Régression, signes des temps, excroissance logique de notre période nombriliste et post-post-moderne, recrudescence des cas d’egotrip assumé, réapparition du jeu du « je » dans la musique électronique : c’est la crise et ça s’entend à tous les niveaux des concepts albums qui fleurissent un peu partout en cette période où peu se permettent encore de produire sans référent. John Oswald avait raison, on ne crée plus aujourd’hui sans s’inscrire dans le bruit du monde, qui a définitivement gagné. Outre le cas de l’album de reprises, idéal exercice d’autoportrait en creux, c’est les galettes d’archives qui se multiplient aujourd’hui, éloignant encore un peu plus l’acte du musicien de toute velléité intentionnelle et assumée. Gadget utilitaire ou oeuvres crédibles ? On ne s’étendra ici pas plus sur le propos du principe, mais disons juste qu’une bonne idée cryptoludique ne donne pas forcément un bon disque. Les bons musiciens, eux par contre, sont souvent à l’origine de bons disques et de bonnes idées, et ça, ça reste un fait indéniable. Preuve par deux (CD sur Skipp, vynil sur A-Musik) avec ce nouveau disque de Felix Kubin qui, vous l’aurez donc compris, n’en est pas vraiment un, puisqu’il rassemble des oeuvres composées et enregistrées par l’allemand génial entre… 16 et 11 ans.
The Tetchy teenage tapes est pourtant, et immédiatement, bien plus qu’un document, et sa sortie est motivée, c’est évident, par une réelle cohérence artistique. Car c’est étonnant, et un fait probablement rarissime, mais l’univers rétrofuturiste et hautement étrange de Kubin existait déjà à l’orée de son adolescence. Combien d’icônes electronica pratiquait à peine la guitare sèche à cet âge indécis ? Toute la musique de l’allemand, ou presque, est contenue en graine plus ou moins germée, dans ces enregistrements délirants.
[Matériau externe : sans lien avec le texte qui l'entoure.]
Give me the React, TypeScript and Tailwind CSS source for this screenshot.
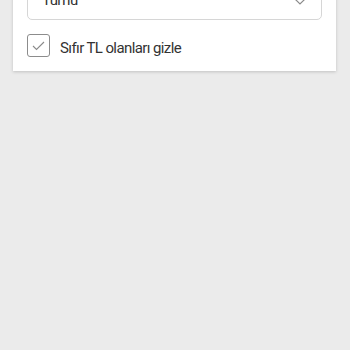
import React, { useState } from 'react';

const App: React.FC = () => {
  const [hideZero, setHideZero] = useState(true);

  return (
    <div className="h-[350px] w-[350px] overflow-hidden bg-[#ebebeb]" style={{ fontFamily: 'Roboto, "Liberation Sans", sans-serif' }}>
      <div className="mx-[13px] mt-[-32px] w-[323px] bg-white px-[14px] pb-[14px] pt-[12px] shadow-[0_1px_3px_rgba(0,0,0,0.18)]">
        {/* Select */}
        <div className="flex h-10 items-center justify-between rounded-[5px] border border-[#d6d6d6] pl-[14px] pr-[14px]">
          <span className="text-[15px] tracking-[-0.6px] text-[#333]">Tümü</span>
          <svg width="14" height="8" viewBox="0 0 14 8" fill="none" className="mt-[2px]">
            <path d="M1 1l6 6 6-6" stroke="#8a8a8a" strokeWidth="1.2" />
          </svg>
        </div>

        {/* Checkbox row */}
        <label className="mt-[14px] flex h-[23px] cursor-pointer items-center gap-[10px]">
          <button
            type="button"
            onClick={() => setHideZero(!hideZero)}
            className="flex h-[23px] w-[23px] items-center justify-center rounded-[3px] border border-[#8c8c8c] bg-white"
          >
            {hideZero && (
              <svg width="13" height="10" viewBox="0 0 13 10" fill="none">
                <path d="M1 5l3.5 3.5L12 1" stroke="#8a8a8a" strokeWidth="1.1" />
              </svg>
            )}
          </button>
          <span className="pt-[4px] text-[15px] leading-[18px] tracking-[-0.6px] text-[#333]">Sıfır TL olanları gizle</span>
        </label>
      </div>
    </div>
  );
};

export default App;
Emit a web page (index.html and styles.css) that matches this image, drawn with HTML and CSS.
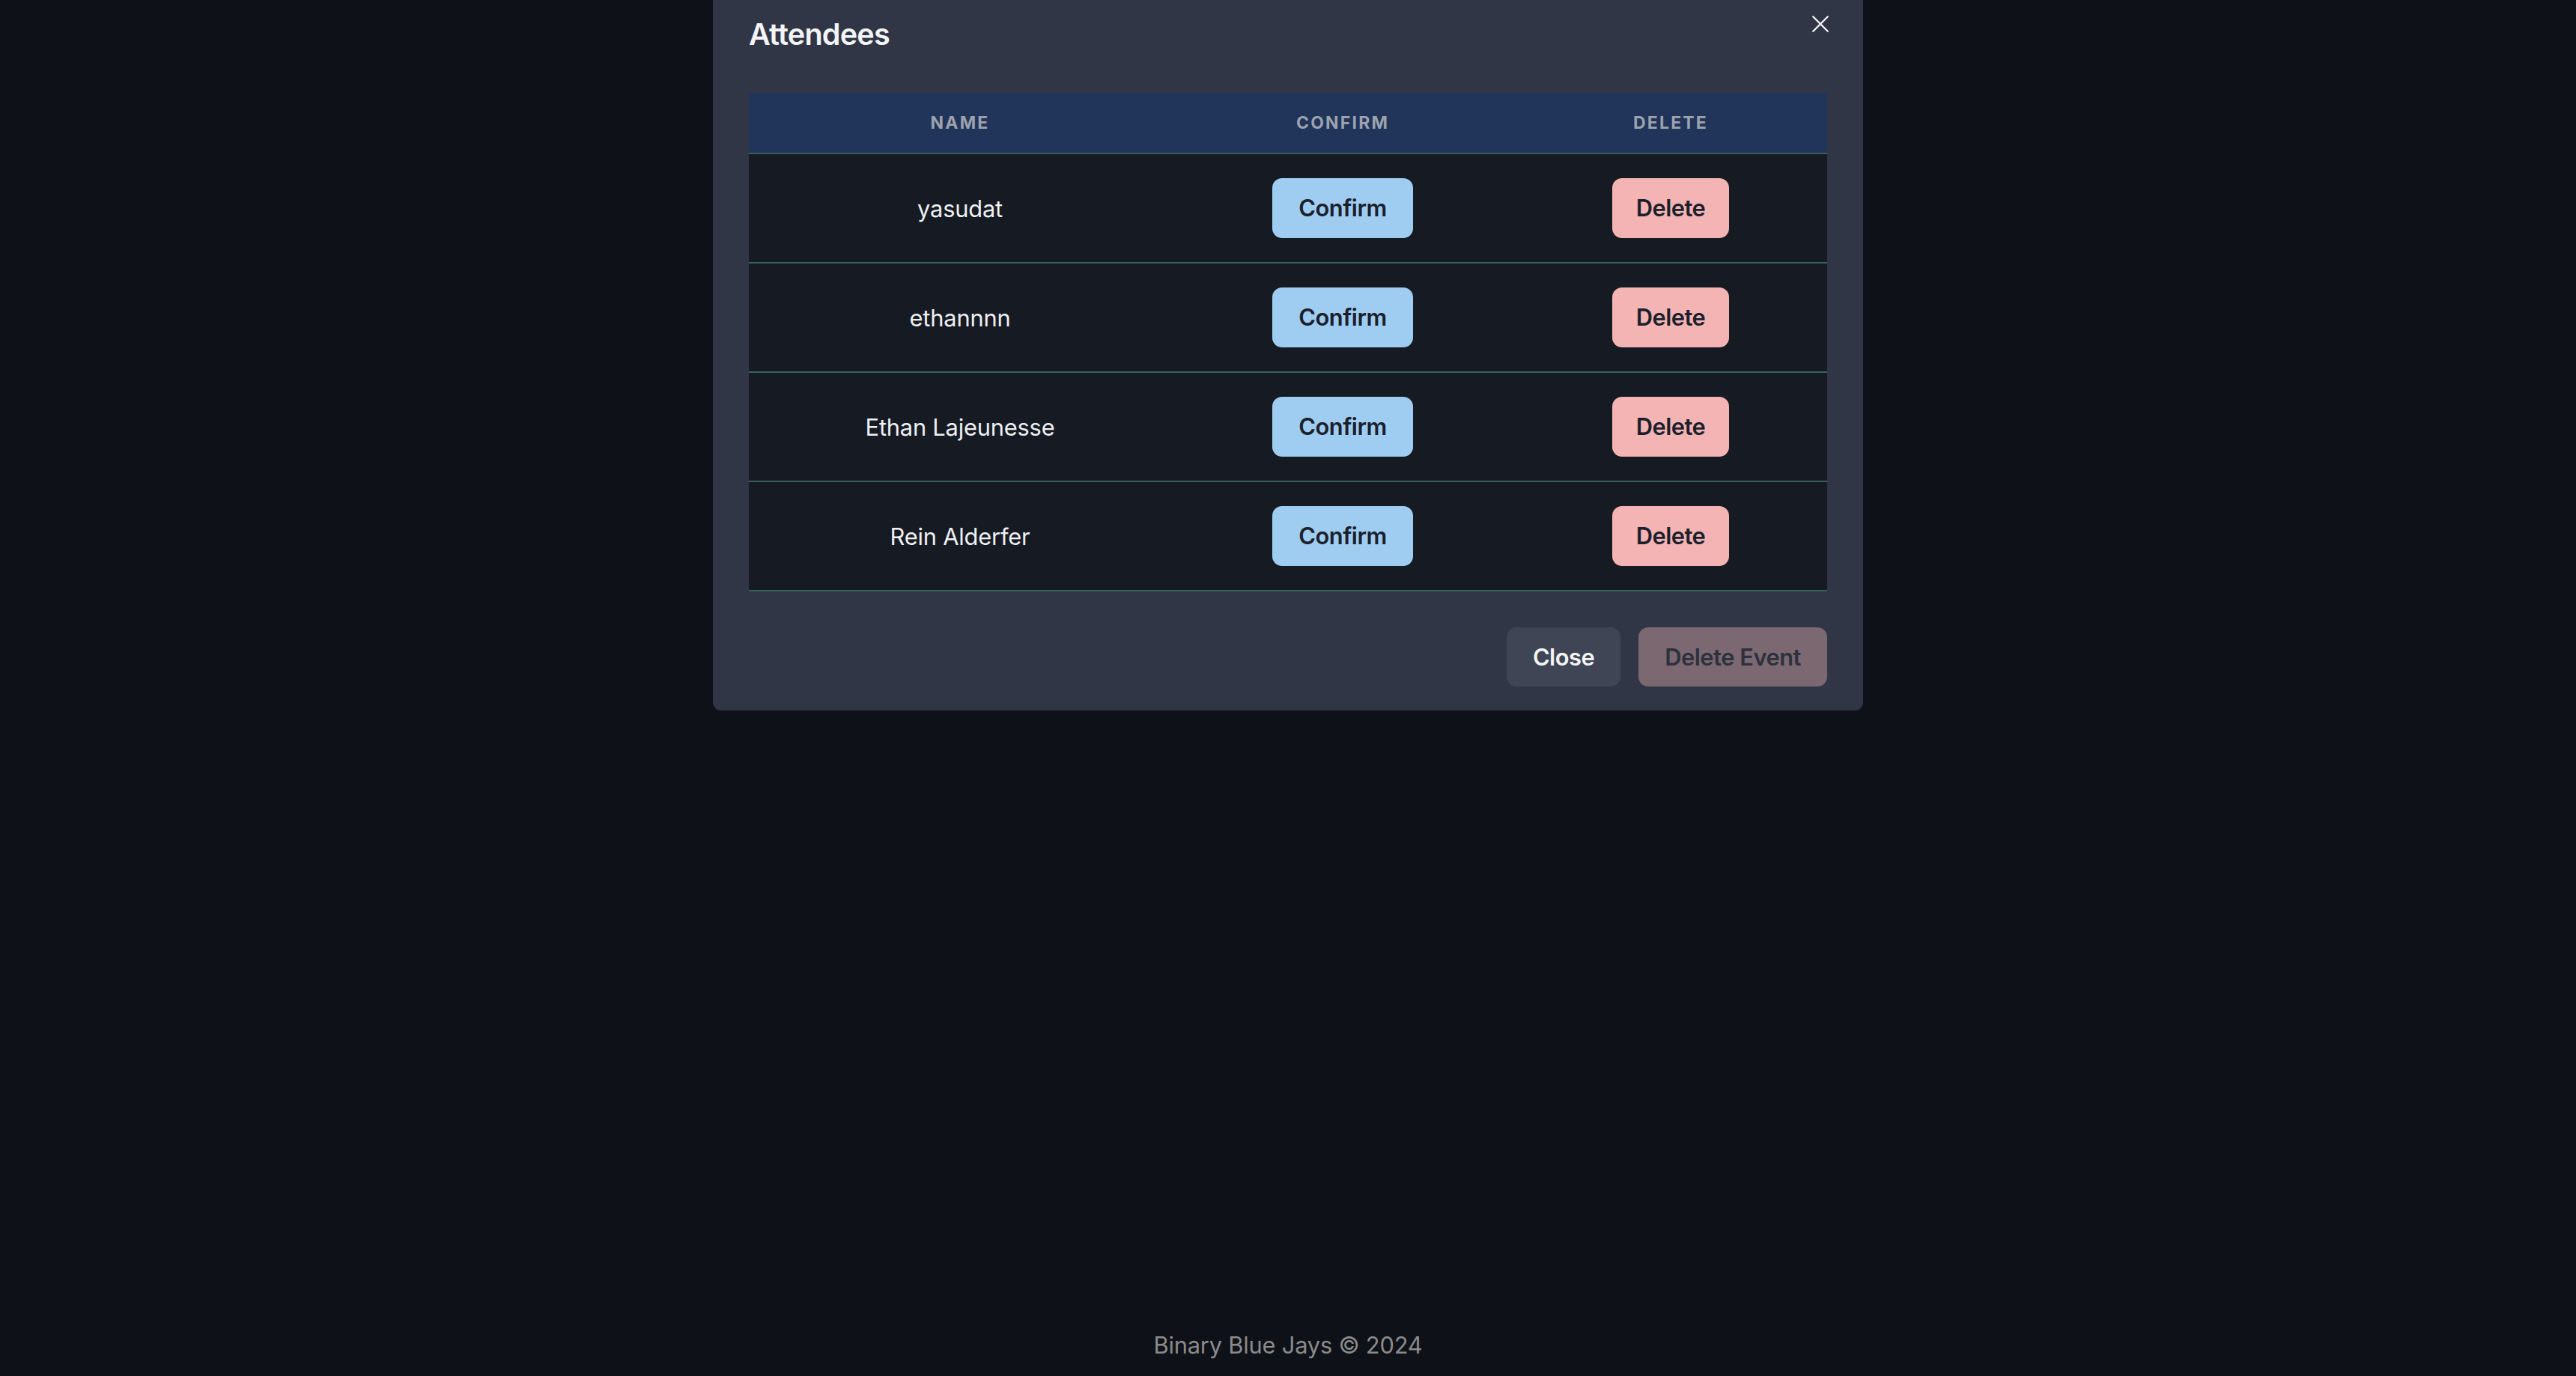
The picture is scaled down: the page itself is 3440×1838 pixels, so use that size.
FILE: index.html
```html
<!DOCTYPE html>
<html lang="en">
<head>
<meta charset="utf-8">
<title>Attendees</title>
<link rel="stylesheet" href="styles.css">
</head>
<body>
<div class="page">
  <div class="modal">
    <div class="modal-head">
      <h2 class="modal-title">Attendees</h2>
      <button class="x-btn" aria-label="Close">
        <svg viewBox="0 0 24 24" width="26" height="26" fill="none" stroke="currentColor" stroke-width="2.2" stroke-linecap="round"><path d="M3 3L21 21M21 3L3 21"/></svg>
      </button>
    </div>
    <table class="att-table">
      <colgroup><col class="c-name"><col class="c-confirm"><col class="c-delete"></colgroup>
      <thead>
        <tr><th>Name</th><th>Confirm</th><th>Delete</th></tr>
      </thead>
      <tbody>
        <tr><td>yasudat</td><td><button class="btn btn-confirm">Confirm</button></td><td><button class="btn btn-delete">Delete</button></td></tr>
        <tr><td>ethannnn</td><td><button class="btn btn-confirm">Confirm</button></td><td><button class="btn btn-delete">Delete</button></td></tr>
        <tr><td>Ethan Lajeunesse</td><td><button class="btn btn-confirm">Confirm</button></td><td><button class="btn btn-delete">Delete</button></td></tr>
        <tr><td>Rein Alderfer</td><td><button class="btn btn-confirm">Confirm</button></td><td><button class="btn btn-delete">Delete</button></td></tr>
      </tbody>
    </table>
    <div class="modal-foot">
      <button class="btn btn-close">Close</button>
      <button class="btn btn-del-event">Delete Event</button>
    </div>
  </div>
  <footer class="site-footer">Binary Blue Jays © 2024</footer>
</div>
</body>
</html>
```

FILE: styles.css
```css
html, body {
  margin: 0;
  padding: 0;
  background: #0e1117;
  font-family: Inter, "Noto Sans", "Liberation Sans", sans-serif;
  letter-spacing: -0.012em;
}

.page {
  min-height: 1838px;
  display: flex;
  flex-direction: column;
  align-items: center;
}

.modal {
  position: relative;
  width: 1536px;
  box-sizing: border-box;
  margin-top: -12px;
  padding: 31px 48px 32px;
  background: #303646;
  border-radius: 11px;
}

.modal-head {
  display: flex;
  align-items: center;
}

.modal-title {
  margin: 0;
  font-size: 39.6px;
  line-height: 55.4px;
  font-weight: 600;
  letter-spacing: -0.02em;
  color: #f3f4f6;
}

.x-btn {
  position: absolute;
  top: 31px;
  right: 44px;
  width: 26px;
  height: 26px;
  padding: 0;
  border: 0;
  background: transparent;
  color: #f3f4f6;
  display: flex;
}

.att-table {
  margin-top: 49.6px;
  width: 1440px;
  border-collapse: collapse;
  table-layout: fixed;
}

.c-name { width: 564px; }
.c-confirm { width: 458px; }
.c-delete { width: 418px; }

.att-table thead tr {
  background: #21345a;
}

.att-table th {
  height: 80px;
  padding: 0;
  font-size: 23px;
  font-weight: 700;
  letter-spacing: 2.2px;
  text-transform: uppercase;
  color: #9ca3af;
  text-align: center;
  border-bottom: 2px solid #37605f;
}

.att-table tbody tr {
  background: #161a22;
}

.att-table td {
  height: 144px;
  padding: 0;
  text-align: center;
  vertical-align: middle;
  font-size: 30.8px;
  color: #eef0f3;
  border-bottom: 2px solid #37605f;
}

.btn {
  font-family: inherit;
  font-size: 30.8px;
  line-height: 44px;
  font-weight: 600;
  letter-spacing: -0.015em;
  height: 80px;
  padding: 0 35px;
  border: 0;
  border-radius: 13px;
  cursor: pointer;
}

.btn-confirm {
  background: #9fcdf1;
  color: #1b202c;
}

.btn-delete {
  background: #f4b4b4;
  color: #1b202c;
  padding: 0 32px;
}

.modal-foot {
  display: flex;
  justify-content: flex-end;
  gap: 24px;
  margin-top: 48px;
}

.btn-close {
  background: #3f4554;
  color: #f3f4f6;
  height: 79px;
}

.btn-del-event {
  background: #7b6871;
  color: #2c313d;
  height: 79px;
}

.site-footer {
  margin-top: auto;
  padding-bottom: 18px;
  font-size: 30.8px;
  line-height: 46.2px;
  color: #8b8b8b;
}
```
L’ado Kubin y chante et parle de sa voix pré-pubère, le son est parfois limite, mais c’est probablement les seules choses qui ont vraiment changé depuis : le synthé Korg est le même, la boîte à rythme aussi, et surtout, les empreintes mélodiques et esthétiques sont déjà hautement reconnaissables. Electro-pop dissonante, mélopées pré-industrielles et robotiques, space-pop antédiluviennes, basslines en formes de course-poursuites cinématiques, miniatures dadaïstes traversent le disque comme autant de missiles V2 en provenance du futur connu de Kubin. Quid des paroles et de l’univers passionnant de l’allemand -comme il l’explique, il s’agissait déjà à l’époque d’aller à l’encontre des formes préétablies de la pop music, d’être les « monster kids » de « monster times ».
On oublie vite avoir affaire à un disque d’archives, encore plus celui d’un ado dérangé. Les notes de pochettes, pourtant, méritent toute notre attention : Kubin y explique comment un petit groupe d’amis s’est vite cristallisé autour de ses premières expériences soniques, comment l’émulation a donné naissance à une véritable génération morte-née de musiciens expérimentaux juvéniles (qui aurait dû aboutir à la sortie d’un album sur le label Zick-Zack), comment une visite médicale a failli faire passer Kubin de l’autre côté aux yeux de ses parents inquiets. Mais ce qui subsiste sans aucun doute, c’est que Kubin, avant d’être un gamin dérangé, était avant tout un gamin génial. Et c’est à ce titre que cette compilation est résolument passionnante, au delà de tout contexte et de tout concept foireux.